• [Data section]
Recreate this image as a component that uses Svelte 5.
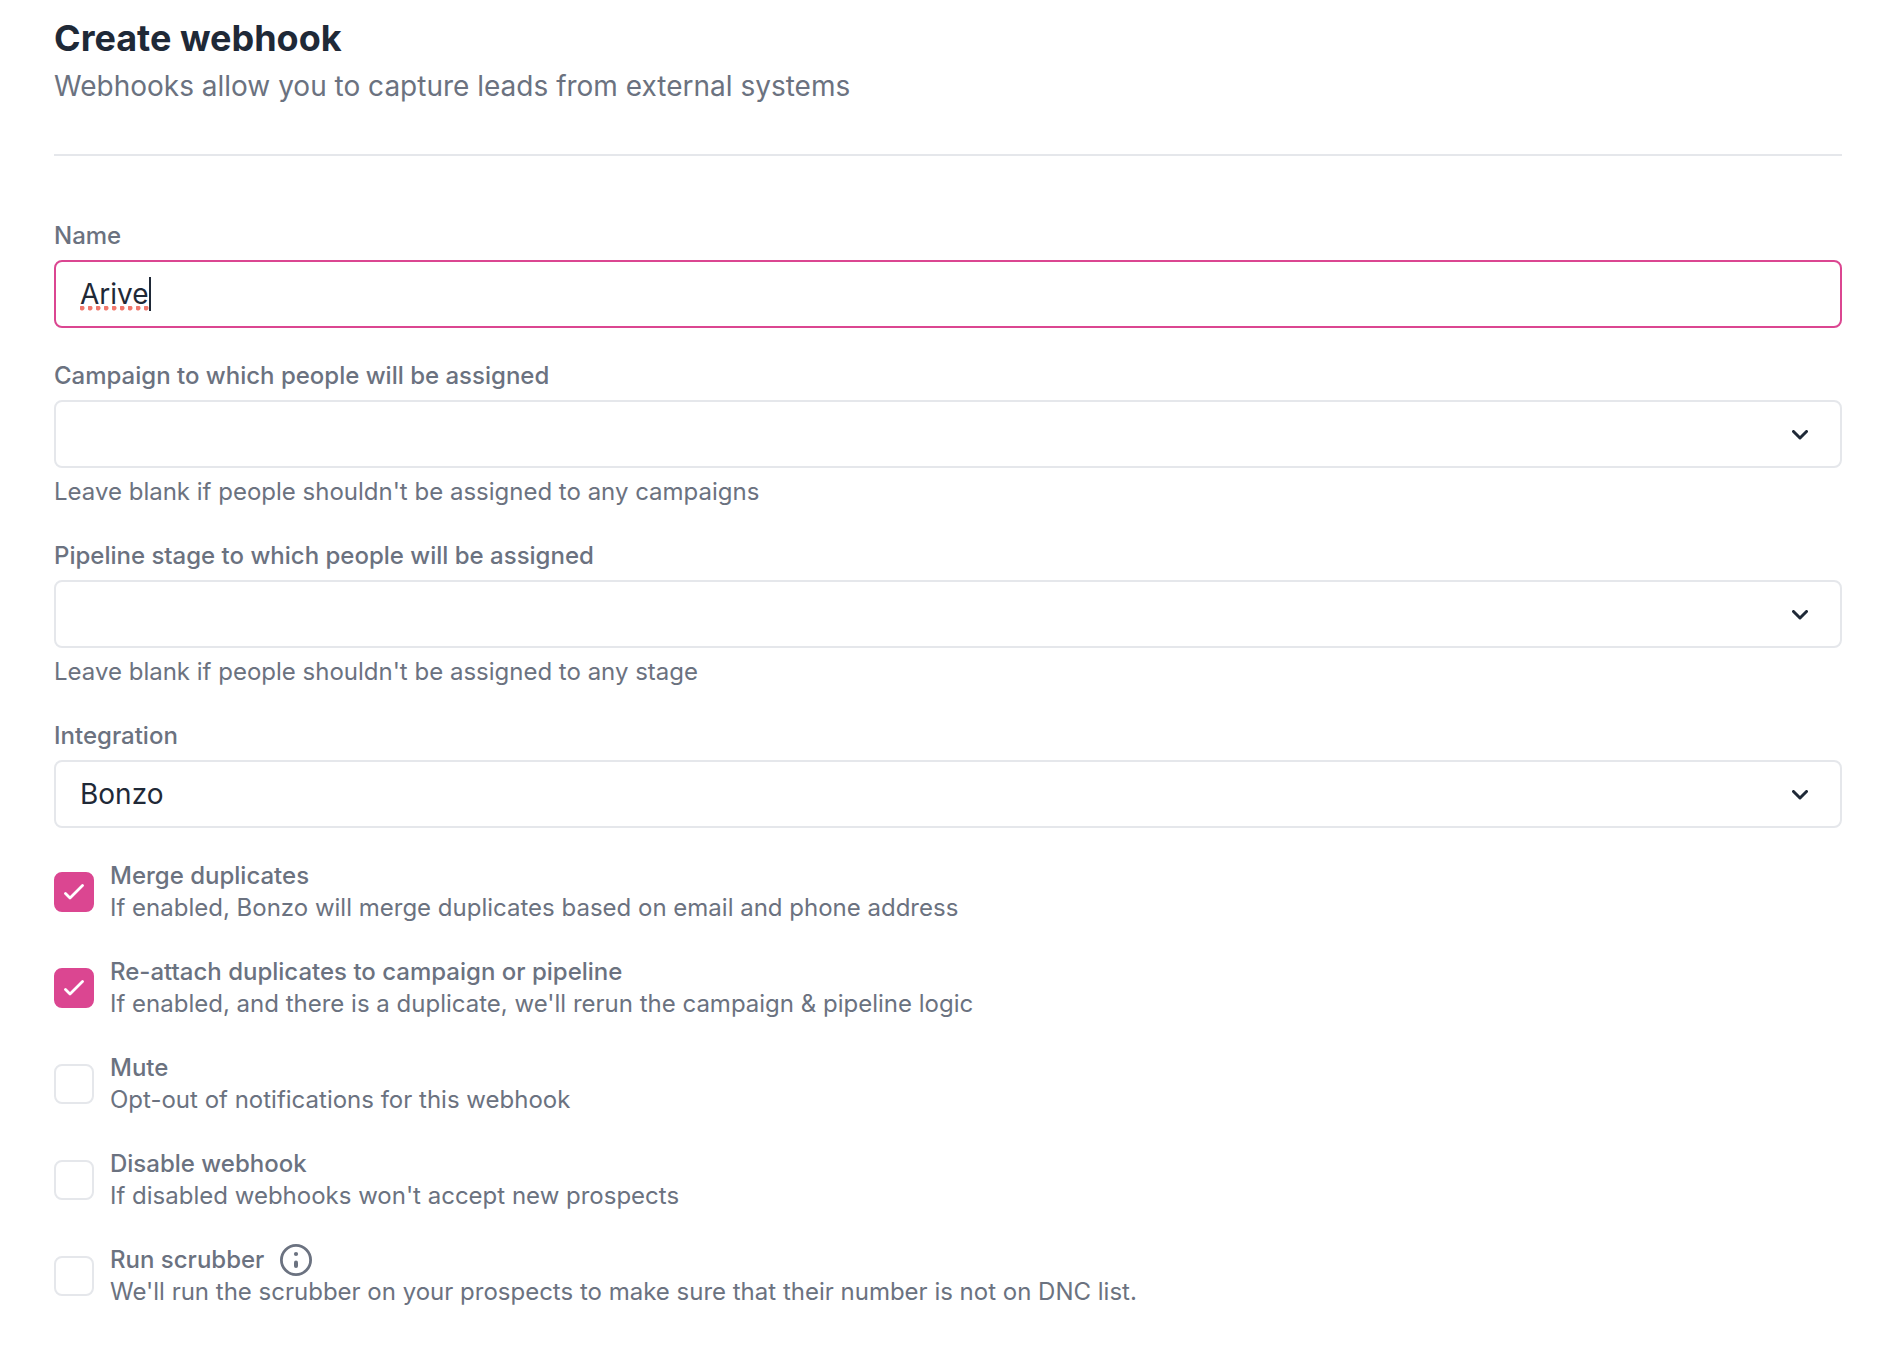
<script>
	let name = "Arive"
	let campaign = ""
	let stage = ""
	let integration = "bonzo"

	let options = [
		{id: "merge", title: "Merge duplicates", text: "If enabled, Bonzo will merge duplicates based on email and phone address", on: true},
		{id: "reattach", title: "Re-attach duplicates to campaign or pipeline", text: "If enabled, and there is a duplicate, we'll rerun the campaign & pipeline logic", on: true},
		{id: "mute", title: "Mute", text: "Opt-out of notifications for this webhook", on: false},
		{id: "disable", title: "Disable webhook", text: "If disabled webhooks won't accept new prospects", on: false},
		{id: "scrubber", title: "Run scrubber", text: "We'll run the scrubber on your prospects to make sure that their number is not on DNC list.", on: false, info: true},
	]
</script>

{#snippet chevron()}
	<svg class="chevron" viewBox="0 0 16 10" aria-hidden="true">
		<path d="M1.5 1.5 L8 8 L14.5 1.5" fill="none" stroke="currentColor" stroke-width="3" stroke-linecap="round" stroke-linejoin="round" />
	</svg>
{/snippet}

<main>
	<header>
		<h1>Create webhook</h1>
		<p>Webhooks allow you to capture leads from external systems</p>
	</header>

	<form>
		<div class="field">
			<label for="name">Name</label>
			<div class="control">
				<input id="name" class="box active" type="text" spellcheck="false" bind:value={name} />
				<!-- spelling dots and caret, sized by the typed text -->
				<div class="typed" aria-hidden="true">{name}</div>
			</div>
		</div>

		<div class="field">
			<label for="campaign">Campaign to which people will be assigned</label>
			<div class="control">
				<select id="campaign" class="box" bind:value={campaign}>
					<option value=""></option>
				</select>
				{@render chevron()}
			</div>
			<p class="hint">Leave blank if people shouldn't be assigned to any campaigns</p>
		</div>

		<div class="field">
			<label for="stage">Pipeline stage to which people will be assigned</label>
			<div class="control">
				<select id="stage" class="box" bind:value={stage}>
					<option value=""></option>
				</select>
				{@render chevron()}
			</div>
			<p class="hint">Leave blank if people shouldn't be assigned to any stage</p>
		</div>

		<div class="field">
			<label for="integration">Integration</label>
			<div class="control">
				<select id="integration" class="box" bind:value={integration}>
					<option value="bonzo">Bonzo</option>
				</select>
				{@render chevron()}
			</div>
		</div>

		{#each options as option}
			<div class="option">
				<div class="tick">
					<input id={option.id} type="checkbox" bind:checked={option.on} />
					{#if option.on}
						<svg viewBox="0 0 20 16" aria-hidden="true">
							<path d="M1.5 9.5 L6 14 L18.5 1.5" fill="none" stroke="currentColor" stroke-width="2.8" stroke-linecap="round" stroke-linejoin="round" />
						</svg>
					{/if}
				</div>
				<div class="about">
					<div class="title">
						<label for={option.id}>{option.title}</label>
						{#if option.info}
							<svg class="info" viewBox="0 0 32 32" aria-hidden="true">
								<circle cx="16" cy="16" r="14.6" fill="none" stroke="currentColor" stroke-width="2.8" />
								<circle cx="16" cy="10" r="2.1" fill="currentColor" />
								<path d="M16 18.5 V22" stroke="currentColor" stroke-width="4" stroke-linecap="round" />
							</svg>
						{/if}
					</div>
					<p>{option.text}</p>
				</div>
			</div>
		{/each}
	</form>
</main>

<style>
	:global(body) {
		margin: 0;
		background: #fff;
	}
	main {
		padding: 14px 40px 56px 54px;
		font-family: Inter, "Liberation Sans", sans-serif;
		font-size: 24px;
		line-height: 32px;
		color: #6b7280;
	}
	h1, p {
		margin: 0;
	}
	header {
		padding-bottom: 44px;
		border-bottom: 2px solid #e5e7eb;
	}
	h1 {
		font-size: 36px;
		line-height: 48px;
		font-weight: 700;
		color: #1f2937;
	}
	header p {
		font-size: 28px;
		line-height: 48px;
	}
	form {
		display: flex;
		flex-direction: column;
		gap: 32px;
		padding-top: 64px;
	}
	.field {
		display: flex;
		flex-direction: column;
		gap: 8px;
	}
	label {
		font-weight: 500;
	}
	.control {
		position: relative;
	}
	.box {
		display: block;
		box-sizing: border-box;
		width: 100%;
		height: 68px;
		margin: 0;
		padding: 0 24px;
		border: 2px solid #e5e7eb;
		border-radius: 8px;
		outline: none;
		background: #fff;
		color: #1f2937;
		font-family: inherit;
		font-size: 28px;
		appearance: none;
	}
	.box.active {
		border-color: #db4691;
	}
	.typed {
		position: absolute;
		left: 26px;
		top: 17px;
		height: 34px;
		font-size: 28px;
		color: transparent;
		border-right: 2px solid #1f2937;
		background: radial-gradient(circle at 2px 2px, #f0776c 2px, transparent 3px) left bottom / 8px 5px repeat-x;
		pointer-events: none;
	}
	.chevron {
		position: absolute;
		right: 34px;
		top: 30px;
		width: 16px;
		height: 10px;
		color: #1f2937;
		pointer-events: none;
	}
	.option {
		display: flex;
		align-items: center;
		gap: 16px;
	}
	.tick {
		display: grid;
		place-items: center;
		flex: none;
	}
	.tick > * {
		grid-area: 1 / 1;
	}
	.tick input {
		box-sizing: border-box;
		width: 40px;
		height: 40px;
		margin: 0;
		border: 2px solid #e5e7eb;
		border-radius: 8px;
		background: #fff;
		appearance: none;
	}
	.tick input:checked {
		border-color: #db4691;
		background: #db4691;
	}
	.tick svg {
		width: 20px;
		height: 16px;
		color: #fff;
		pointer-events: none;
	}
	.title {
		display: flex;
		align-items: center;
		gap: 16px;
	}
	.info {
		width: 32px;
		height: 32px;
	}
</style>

• [Problem to solve] Output the material word for word, omitting its pictures.

• [The reply]
Recreate this image as a component that uses Svelte 5.
<script>
	let name = "Arive"
	let campaign = ""
	let stage = ""
	let integration = "bonzo"

	let options = [
		{id: "merge", title: "Merge duplicates", text: "If enabled, Bonzo will merge duplicates based on email and phone address", on: true},
		{id: "reattach", title: "Re-attach duplicates to campaign or pipeline", text: "If enabled, and there is a duplicate, we'll rerun the campaign & pipeline logic", on: true},
		{id: "mute", title: "Mute", text: "Opt-out of notifications for this webhook", on: false},
		{id: "disable", title: "Disable webhook", text: "If disabled webhooks won't accept new prospects", on: false},
		{id: "scrubber", title: "Run scrubber", text: "We'll run the scrubber on your prospects to make sure that their number is not on DNC list.", on: false, info: true},
	]
</script>

{#snippet chevron()}
	<svg class="chevron" viewBox="0 0 16 10" aria-hidden="true">
		<path d="M1.5 1.5 L8 8 L14.5 1.5" fill="none" stroke="currentColor" stroke-width="3" stroke-linecap="round" stroke-linejoin="round" />
	</svg>
{/snippet}

<main>
	<header>
		<h1>Create webhook</h1>
		<p>Webhooks allow you to capture leads from external systems</p>
	</header>

	<form>
		<div class="field">
			<label for="name">Name</label>
			<div class="control">
				<input id="name" class="box active" type="text" spellcheck="false" bind:value={name} />
				<!-- spelling dots and caret, sized by the typed text -->
				<div class="typed" aria-hidden="true">{name}</div>
			</div>
		</div>

		<div class="field">
			<label for="campaign">Campaign to which people will be assigned</label>
			<div class="control">
				<select id="campaign" class="box" bind:value={campaign}>
					<option value=""></option>
				</select>
				{@render chevron()}
			</div>
			<p class="hint">Leave blank if people shouldn't be assigned to any campaigns</p>
		</div>

		<div class="field">
			<label for="stage">Pipeline stage to which people will be assigned</label>
			<div class="control">
				<select id="stage" class="box" bind:value={stage}>
					<option value=""></option>
				</select>
				{@render chevron()}
			</div>
			<p class="hint">Leave blank if people shouldn't be assigned to any stage</p>
		</div>

		<div class="field">
			<label for="integration">Integration</label>
			<div class="control">
				<select id="integration" class="box" bind:value={integration}>
					<option value="bonzo">Bonzo</option>
				</select>
				{@render chevron()}
			</div>
		</div>

		{#each options as option}
			<div class="option">
				<div class="tick">
					<input id={option.id} type="checkbox" bind:checked={option.on} />
					{#if option.on}
						<svg viewBox="0 0 20 16" aria-hidden="true">
							<path d="M1.5 9.5 L6 14 L18.5 1.5" fill="none" stroke="currentColor" stroke-width="2.8" stroke-linecap="round" stroke-linejoin="round" />
						</svg>
					{/if}
				</div>
				<div class="about">
					<div class="title">
						<label for={option.id}>{option.title}</label>
						{#if option.info}
							<svg class="info" viewBox="0 0 32 32" aria-hidden="true">
								<circle cx="16" cy="16" r="14.6" fill="none" stroke="currentColor" stroke-width="2.8" />
								<circle cx="16" cy="10" r="2.1" fill="currentColor" />
								<path d="M16 18.5 V22" stroke="currentColor" stroke-width="4" stroke-linecap="round" />
							</svg>
						{/if}
					</div>
					<p>{option.text}</p>
				</div>
			</div>
		{/each}
	</form>
</main>

<style>
	:global(body) {
		margin: 0;
		background: #fff;
	}
	main {
		padding: 14px 40px 56px 54px;
		font-family: Inter, "Liberation Sans", sans-serif;
		font-size: 24px;
		line-height: 32px;
		color: #6b7280;
	}
	h1, p {
		margin: 0;
	}
	header {
		padding-bottom: 44px;
		border-bottom: 2px solid #e5e7eb;
	}
	h1 {
		font-size: 36px;
		line-height: 48px;
		font-weight: 700;
		color: #1f2937;
	}
	header p {
		font-size: 28px;
		line-height: 48px;
	}
	form {
		display: flex;
		flex-direction: column;
		gap: 32px;
		padding-top: 64px;
	}
	.field {
		display: flex;
		flex-direction: column;
		gap: 8px;
	}
	label {
		font-weight: 500;
	}
	.control {
		position: relative;
	}
	.box {
		display: block;
		box-sizing: border-box;
		width: 100%;
		height: 68px;
		margin: 0;
		padding: 0 24px;
		border: 2px solid #e5e7eb;
		border-radius: 8px;
		outline: none;
		background: #fff;
		color: #1f2937;
		font-family: inherit;
		font-size: 28px;
		appearance: none;
	}
	.box.active {
		border-color: #db4691;
	}
	.typed {
		position: absolute;
		left: 26px;
		top: 17px;
		height: 34px;
		font-size: 28px;
		color: transparent;
		border-right: 2px solid #1f2937;
		background: radial-gradient(circle at 2px 2px, #f0776c 2px, transparent 3px) left bottom / 8px 5px repeat-x;
		pointer-events: none;
	}
	.chevron {
		position: absolute;
		right: 34px;
		top: 30px;
		width: 16px;
		height: 10px;
		color: #1f2937;
		pointer-events: none;
	}
	.option {
		display: flex;
		align-items: center;
		gap: 16px;
	}
	.tick {
		display: grid;
		place-items: center;
		flex: none;
	}
	.tick > * {
		grid-area: 1 / 1;
	}
	.tick input {
		box-sizing: border-box;
		width: 40px;
		height: 40px;
		margin: 0;
		border: 2px solid #e5e7eb;
		border-radius: 8px;
		background: #fff;
		appearance: none;
	}
	.tick input:checked {
		border-color: #db4691;
		background: #db4691;
	}
	.tick svg {
		width: 20px;
		height: 16px;
		color: #fff;
		pointer-events: none;
	}
	.title {
		display: flex;
		align-items: center;
		gap: 16px;
	}
	.info {
		width: 32px;
		height: 32px;
	}
</style>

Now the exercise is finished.